Now, we solve the system $$(A + 3I)\mathbf{v}_1 = \mathbf{0}$$ for $$\mathbf{v}_1 = \left(\begin{array}{l}x \\ y\end{array}\right)$$:

$$\left(\begin{array}{rr}0 & -6 \\ 0 & 2\end{array}\right) \left(\begin{array}{l}x \\ y\end{array}\right) = \left(\begin{array}{l}0 \\ 0\end{array}\right)$$

This matrix multiplication results in the following system of linear equations:

$$0 \cdot x - 6 \cdot y = 0 \implies -6y = 0 \implies y = 0$$
$$0 \cdot x + 2 \cdot y = 0 \implies 2y = 0 \implies y = 0$$

From these equations, we find that $$y=0$$. The variable $$x$$ can be any non-zero real number. We choose a simple non-zero value for $$x$$, for example, $$x=1$$.

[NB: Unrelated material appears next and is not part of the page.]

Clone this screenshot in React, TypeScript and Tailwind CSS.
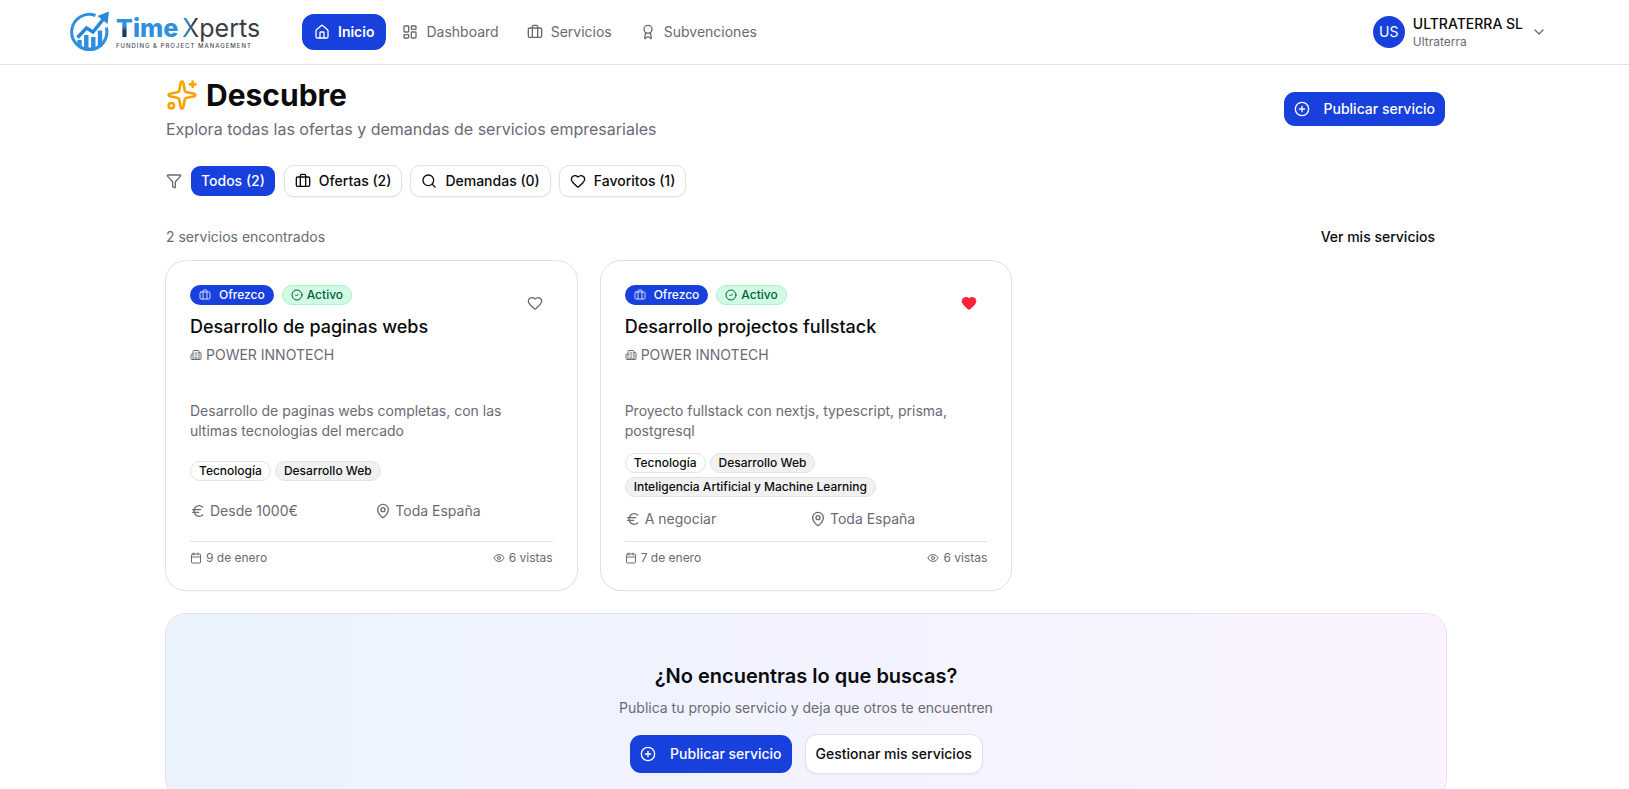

Thus, an eigenvector corresponding to $$\lambda_1 = -3$$ is:

$$\mathbf{v}_1 = \left(\begin{array}{l}1 \\ 0\end{array}\right)$$

**step3 Find the Eigenvector for $$\lambda_2 = -1$$**

Now, we find the eigenvector corresponding to the second eigenvalue, $$\lambda_2 = -1$$.

Substitute $$\lambda_2$$ into the matrix $$(A - \lambda I)$$.

$$A - (-1)I = A + I = \left(\begin{array}{rr}-3+1 & -6 \\ 0 & -1+1\end{array}\right) = \left(\begin{array}{rr}-2 & -6 \\ 0 & 0\end{array}\right)$$

Solve the system $$(A + I)\mathbf{v}_2 = \mathbf{0}$$ for $$\mathbf{v}_2 = \left(\begin{array}{l}x \\ y\end{array}\right)$$.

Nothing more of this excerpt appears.